• **Task brief**: Copy the data precisely, character for character, and leave out every picture.

• **Data**:
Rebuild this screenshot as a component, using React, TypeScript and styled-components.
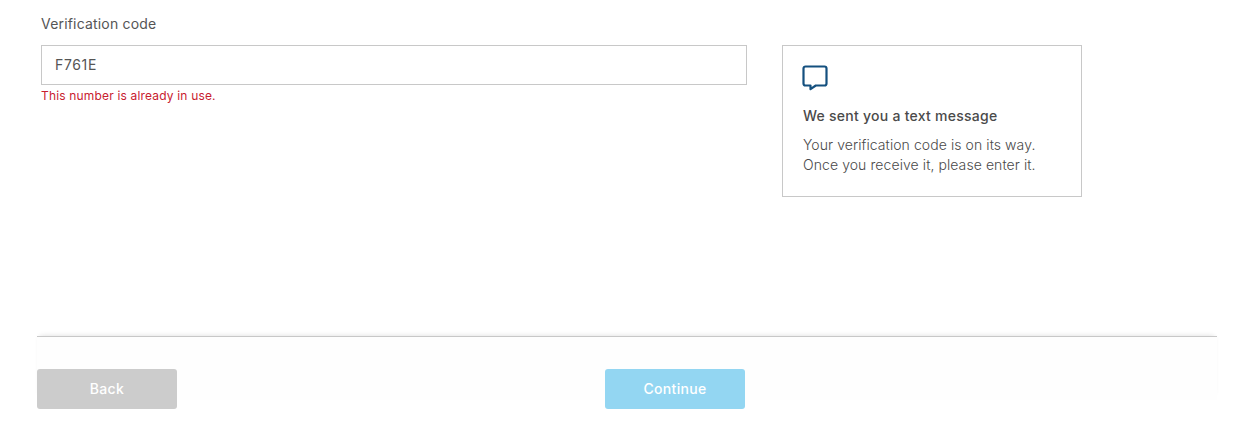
import React from "react";
import styled, { createGlobalStyle } from "styled-components";

const GlobalStyle = createGlobalStyle`
  html, body {
    margin: 0;
    padding: 0;
    background: #fff;
  }
  body {
    font-family: Inter, "Liberation Sans", sans-serif;
    color: #4a4a4a;
  }
`;

const Page = styled.div`
  width: 1239px;
  height: 437px;
  overflow: hidden;
`;

const Content = styled.main`
  display: flex;
  gap: 35px;
  height: 336px;
  padding: 16px 0 0 41px;
  box-sizing: border-box;
`;

const Field = styled.section`
  width: 706px;
`;

const Label = styled.label`
  display: block;
  height: 29px;
  font-size: 14px;
  line-height: 16px;
  letter-spacing: 0.18px;
  color: #555;
`;

const CodeInput = styled.input`
  display: block;
  width: 100%;
  height: 40px;
  box-sizing: border-box;
  padding: 0 13px 2px;
  border: 1px solid #c8c8c8;
  background: #fff;
  font-family: inherit;
  font-size: 14px;
  letter-spacing: 0.65px;
  color: #555;
  outline: none;
`;

const ErrorText = styled.div`
  margin-top: 4px;
  font-size: 12px;
  line-height: 14px;
  letter-spacing: 0.17px;
  color: #c8202f;
`;

const InfoCard = styled.aside`
  width: 300px;
  height: 152px;
  box-sizing: border-box;
  margin-top: 29px;
  padding: 19px 20px 0;
  border: 1px solid #c8c8c8;
`;

const MessageIcon = styled.svg`
  display: block;
  width: 26px;
  height: 26px;
  margin-left: -1px;
`;

const CardTitle = styled.h3`
  margin: 16px 0 0;
  font-size: 14px;
  line-height: 17px;
  font-weight: 500;
  letter-spacing: 0.26px;
  color: #4a4a4a;
`;

const CardText = styled.p`
  margin: 11px 0 0;
  font-size: 14px;
  line-height: 20px;
  font-weight: 300;
  letter-spacing: 0.08px;
  color: #4a4a4a;
`;

const Footer = styled.footer`
  display: flex;
  height: 64px;
  box-sizing: border-box;
  margin: 0 22px 0 37px;
  padding-top: 32px;
  border-top: 1px solid #c8c8c8;
  background: #fefefe;
  box-shadow: 0 -3px 5px -3px rgba(0, 0, 0, 0.14);
`;

const ActionButton = styled.button<{ $tone: string; $gap?: number }>`
  flex: none;
  width: 140px;
  height: 40px;
  margin-left: ${(p) => p.$gap ?? 0}px;
  padding: 0 0 2px;
  border: 0;
  border-radius: 3px;
  background: ${(p) => p.$tone};
  color: #fff;
  font-family: inherit;
  font-size: 14px;
  font-weight: 500;
  letter-spacing: 0.3px;
`;

export default function App() {
  return (
    <Page>
      <GlobalStyle />
      <Content>
        <Field>
          <Label>Verification code</Label>
          <CodeInput defaultValue="F761E" />
          <ErrorText>This number is already in use.</ErrorText>
        </Field>
        <InfoCard>
          <MessageIcon viewBox="0 0 26 26" fill="none">
            <path
              d="M3.5 1.5h19a2 2 0 0 1 2 2v15a2 2 0 0 1-2 2h-8.7l-5.3 3.7v-3.7h-5a2 2 0 0 1-2-2v-15a2 2 0 0 1 2-2z"
              stroke="#14507f"
              strokeWidth="2.2"
              strokeLinejoin="round"
            />
          </MessageIcon>
          <CardTitle>We sent you a text message</CardTitle>
          <CardText>
            Your verification code is on its way.
            <br />
            Once you receive it, please enter it.
          </CardText>
        </InfoCard>
      </Content>
      <Footer>
        <ActionButton $tone="#cccccc">Back</ActionButton>
        <ActionButton $tone="#93d6f2" $gap={428}>
          Continue
        </ActionButton>
      </Footer>
    </Page>
  );
}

• **Output**:
Rebuild this screenshot as a component, using React, TypeScript and styled-components.
import React from "react";
import styled, { createGlobalStyle } from "styled-components";

const GlobalStyle = createGlobalStyle`
  html, body {
    margin: 0;
    padding: 0;
    background: #fff;
  }
  body {
    font-family: Inter, "Liberation Sans", sans-serif;
    color: #4a4a4a;
  }
`;

const Page = styled.div`
  width: 1239px;
  height: 437px;
  overflow: hidden;
`;

const Content = styled.main`
  display: flex;
  gap: 35px;
  height: 336px;
  padding: 16px 0 0 41px;
  box-sizing: border-box;
`;

const Field = styled.section`
  width: 706px;
`;

const Label = styled.label`
  display: block;
  height: 29px;
  font-size: 14px;
  line-height: 16px;
  letter-spacing: 0.18px;
  color: #555;
`;

const CodeInput = styled.input`
  display: block;
  width: 100%;
  height: 40px;
  box-sizing: border-box;
  padding: 0 13px 2px;
  border: 1px solid #c8c8c8;
  background: #fff;
  font-family: inherit;
  font-size: 14px;
  letter-spacing: 0.65px;
  color: #555;
  outline: none;
`;

const ErrorText = styled.div`
  margin-top: 4px;
  font-size: 12px;
  line-height: 14px;
  letter-spacing: 0.17px;
  color: #c8202f;
`;

const InfoCard = styled.aside`
  width: 300px;
  height: 152px;
  box-sizing: border-box;
  margin-top: 29px;
  padding: 19px 20px 0;
  border: 1px solid #c8c8c8;
`;

const MessageIcon = styled.svg`
  display: block;
  width: 26px;
  height: 26px;
  margin-left: -1px;
`;

const CardTitle = styled.h3`
  margin: 16px 0 0;
  font-size: 14px;
  line-height: 17px;
  font-weight: 500;
  letter-spacing: 0.26px;
  color: #4a4a4a;
`;

const CardText = styled.p`
  margin: 11px 0 0;
  font-size: 14px;
  line-height: 20px;
  font-weight: 300;
  letter-spacing: 0.08px;
  color: #4a4a4a;
`;

const Footer = styled.footer`
  display: flex;
  height: 64px;
  box-sizing: border-box;
  margin: 0 22px 0 37px;
  padding-top: 32px;
  border-top: 1px solid #c8c8c8;
  background: #fefefe;
  box-shadow: 0 -3px 5px -3px rgba(0, 0, 0, 0.14);
`;

const ActionButton = styled.button<{ $tone: string; $gap?: number }>`
  flex: none;
  width: 140px;
  height: 40px;
  margin-left: ${(p) => p.$gap ?? 0}px;
  padding: 0 0 2px;
  border: 0;
  border-radius: 3px;
  background: ${(p) => p.$tone};
  color: #fff;
  font-family: inherit;
  font-size: 14px;
  font-weight: 500;
  letter-spacing: 0.3px;
`;

export default function App() {
  return (
    <Page>
      <GlobalStyle />
      <Content>
        <Field>
          <Label>Verification code</Label>
          <CodeInput defaultValue="F761E" />
          <ErrorText>This number is already in use.</ErrorText>
        </Field>
        <InfoCard>
          <MessageIcon viewBox="0 0 26 26" fill="none">
            <path
              d="M3.5 1.5h19a2 2 0 0 1 2 2v15a2 2 0 0 1-2 2h-8.7l-5.3 3.7v-3.7h-5a2 2 0 0 1-2-2v-15a2 2 0 0 1 2-2z"
              stroke="#14507f"
              strokeWidth="2.2"
              strokeLinejoin="round"
            />
          </MessageIcon>
          <CardTitle>We sent you a text message</CardTitle>
          <CardText>
            Your verification code is on its way.
            <br />
            Once you receive it, please enter it.
          </CardText>
        </InfoCard>
      </Content>
      <Footer>
        <ActionButton $tone="#cccccc">Back</ActionButton>
        <ActionButton $tone="#93d6f2" $gap={428}>
          Continue
        </ActionButton>
      </Footer>
    </Page>
  );
}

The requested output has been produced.